I learnt big-O-notation in analytic NT books but in papers they usually use $\ll$ instead. My friend told me they are absolutely same.
1- I wanted to be sure if they are same? and
2- if so just curious why there are two different notations?
3- How to pronounce $\ll$ in talking? and $\gg$? (which has no similarity to O notation I think).
4- How to pronounce $f \asymp g$?
PS There is a similar question here but unf it doesn't answer all questions.
1) Your friend is right: The two statements $f = O(g)$ and $f \ll g$ mean exactly the same thing, namely that there exists some $C > 0$ such that $|f(x)|\leqslant C\cdot g(x)$ for all $x$ large enough, small enough, or...

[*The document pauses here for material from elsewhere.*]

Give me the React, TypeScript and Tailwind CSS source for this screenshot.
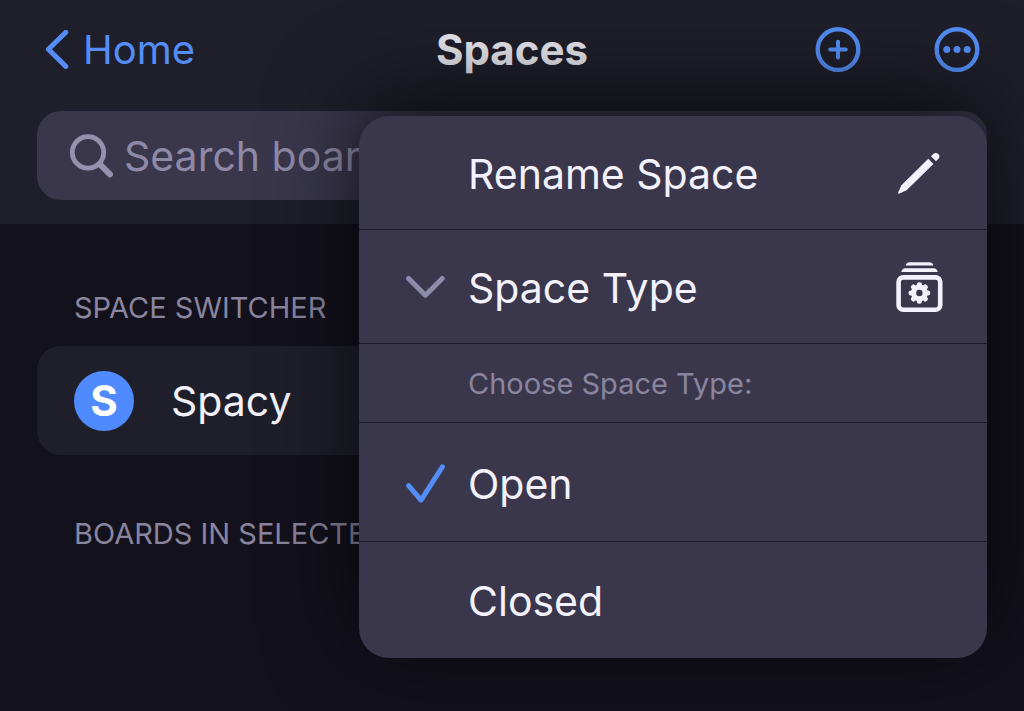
import type { ReactNode } from "react";

function ChevronLeft() {
  return (
    <svg width="24" height="40" viewBox="0 0 24 40" fill="none" stroke="currentColor" strokeWidth="5" strokeLinecap="round" strokeLinejoin="round" aria-hidden="true">
      <path d="M20.8 2.2 3.4 19.2l17.4 17.2" />
    </svg>
  );
}

function PlusCircle() {
  return (
    <svg width="46" height="46" viewBox="0 0 46 46" fill="none" stroke="currentColor" strokeWidth="4.4" strokeLinecap="round" aria-hidden="true">
      <circle cx="23" cy="22.6" r="20.3" />
      <path d="M23 14.8v15.6M15.2 22.6h15.6" strokeWidth="4" />
    </svg>
  );
}

function MoreCircle() {
  return (
    <svg width="46" height="46" viewBox="0 0 46 46" aria-hidden="true">
      <circle cx="23" cy="22.6" r="20.3" fill="none" stroke="currentColor" strokeWidth="4.4" />
      <g fill="currentColor">
        <circle cx="12.8" cy="22.6" r="3.5" />
        <circle cx="23" cy="22.6" r="3.5" />
        <circle cx="33.2" cy="22.6" r="3.5" />
      </g>
    </svg>
  );
}

function SearchIcon() {
  return (
    <svg width="44" height="44" viewBox="0 0 44 44" fill="none" stroke="currentColor" aria-hidden="true">
      <circle cx="19" cy="18.4" r="15.7" strokeWidth="4.8" />
      <path d="m31 30.4 10 10" strokeWidth="6" strokeLinecap="round" />
    </svg>
  );
}

function PencilIcon() {
  return (
    <svg width="48" height="48" viewBox="0 0 48 48" fill="currentColor" aria-hidden="true">
      <path d="M32.3 9.8 37.4 14.9 10.6 41.3 3.6 44.6Q1.6 45 2.2 43.2L5.4 36.2Z" />
      <path d="M35 7.3 37.2 5Q39.8 2.8 42.3 5T42.2 10L40 12.2Z" />
    </svg>
  );
}

const GEAR_TEETH = [0, 45, 90, 135, 180, 225, 270, 315];

function StackGearIcon() {
  return (
    <svg width="48" height="52" viewBox="0 0 48 52" aria-hidden="true">
      <g fill="currentColor">
        <path d="M9.6 4.4Q10.6 1.2 13.6 1.2H33.4Q36.4 1.2 37.4 4.4Z" />
        <path d="M5.2 11Q6.2 7.2 9.2 7.2H37.8Q40.8 7.2 41.8 11Z" />
        <circle cx="23.4" cy="32" r="8.4" />
        {GEAR_TEETH.map((angle) => (
          <rect key={angle} x="20.9" y="21.2" width="5" height="6" rx="2" transform={`rotate(${angle} 23.4 32)`} />
        ))}
      </g>
      <circle cx="23.4" cy="32" r="3.2" fill="#3a374d" />
      <rect x="2.6" y="16.4" width="41.6" height="32.4" rx="4.6" fill="none" stroke="currentColor" strokeWidth="4.6" />
    </svg>
  );
}

function ChevronDown() {
  return (
    <svg width="40" height="24" viewBox="0 0 40 24" fill="none" stroke="currentColor" strokeWidth="5" strokeLinecap="round" strokeLinejoin="round" aria-hidden="true">
      <path d="M3.6 3.4 20.4 20.2 37.2 3.4" />
    </svg>
  );
}

function CheckIcon() {
  return (
    <svg width="40" height="40" viewBox="0 0 40 40" fill="none" stroke="currentColor" strokeWidth="5" strokeLinecap="round" strokeLinejoin="round" aria-hidden="true">
      <path d="M3.6 22.6 16 37.2 37.4 3.8" />
    </svg>
  );
}

type MenuRowProps = { label: string; height: string; leading?: ReactNode; trailing?: ReactNode; checked?: boolean };

function MenuRow({ label, height, leading, trailing, checked }: MenuRowProps) {
  return (
    <button
      type="button"
      role={checked === undefined ? "menuitem" : "menuitemradio"}
      aria-checked={checked}
      className={`flex w-full items-center pr-[43px] pl-[46px] text-left text-[41px] text-[#f3f1fb] ${height}`}
    >
      <span className="flex w-[63px] shrink-0">{leading}</span>
      <span className="flex-1 pt-[3px]">{label}</span>
      {trailing}
    </button>
  );
}

export default function App() {
  return (
    <div className="relative min-h-screen overflow-hidden bg-[#13111c] font-['Inter',sans-serif] leading-none">
      <header className="bg-[#1f1f2b] px-[37px] pb-6">
        <div className="grid h-[111px] grid-cols-[1fr_auto_1fr] items-center pb-3">
          <a href="#home" className="flex items-center gap-[14px] pl-2 text-[40px] text-[#538df5]">
            <ChevronLeft />
            Home
          </a>
          <h1 className="text-[42px] font-bold text-[#e6e4ec]">Spaces</h1>
          <div className="flex items-center justify-end gap-[73px] pr-[7px] text-[#538df5]">
            <button type="button" aria-label="Add space">
              <PlusCircle />
            </button>
            <button type="button" aria-label="More options">
              <MoreCircle />
            </button>
          </div>
        </div>
        <label className="flex h-[89px] items-center gap-[11px] rounded-[24px] bg-[#3a374d] px-8 text-[#9490ae]">
          <SearchIcon />
          <input
            type="search"
            aria-label="Search boards"
            placeholder="Search boards"
            className="h-14 min-w-0 flex-1 bg-transparent text-[41px] outline-none placeholder:text-[#8d89a6]"
          />
        </label>
      </header>

      <main className="px-[37px] pt-[70px]">
        <h2 className="px-[37px] text-[29px] leading-7 text-[#89859f]">SPACE SWITCHER</h2>
        <button type="button" className="mt-6 flex h-[109px] w-full items-center gap-[37px] rounded-[24px] bg-[#1f1f2b] px-[37px] text-[41px] text-[#f3f1fb]">
          <span className="flex size-[60px] items-center justify-center rounded-full bg-[#4f8bff] text-[42px] font-bold text-white">S</span>
          <span className="pt-[2px]">Spacy</span>
        </button>
        <h2 className="mt-[65px] px-[37px] text-[29px] leading-7 text-[#89859f]">BOARDS IN SELECTED SPACE</h2>
      </main>

      <div
        role="menu"
        className="absolute top-[116px] right-[37px] w-[628px] divide-y divide-[#1d1a2b] overflow-hidden rounded-[30px] bg-[#3a374d] shadow-[0_-16px_90px_rgba(0,0,0,0.7)]"
      >
        <MenuRow label="Rename Space" height="h-[114px]" trailing={<PencilIcon />} />
        <MenuRow
          label="Space Type"
          height="h-[114px]"
          leading={<span className="text-[#8f8bab]"><ChevronDown /></span>}
          trailing={<StackGearIcon />}
        />
        <p className="flex h-[79px] items-center pl-[109px] text-[29px] text-[#89859f]">Choose Space Type:</p>
        <MenuRow
          label="Open"
          height="h-[119px] pt-[2px]"
          checked
          leading={<span className="text-[#538df5]"><CheckIcon /></span>}
        />
        <MenuRow label="Closed" height="h-[116px]" checked={false} />
      </div>
    </div>
  );
}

3) I'd say this out loud as "$f$ is at most a constant times $g$."
2) In my experience the $O(\cdot)$-notation is more convenient in certain manipulations than Vinogradov's notation: One can write \begin{align*} \pi (x) = \frac{x}{\log x} \left( 1 + O\left( \frac{1}{\log x} \right) \right) \end{align*} using the $O(\cdot)$-notation, but this cannot really be written as elegantly using Vinogradov's notation. On the other hand, Vinogradov's notation has a very nice and clean look and so it's sometimes preferred for typographical reasons. So each notation has its advantages and disadvantages.
4) I'd say, "$f$ and $g$ have the same order of magnitude."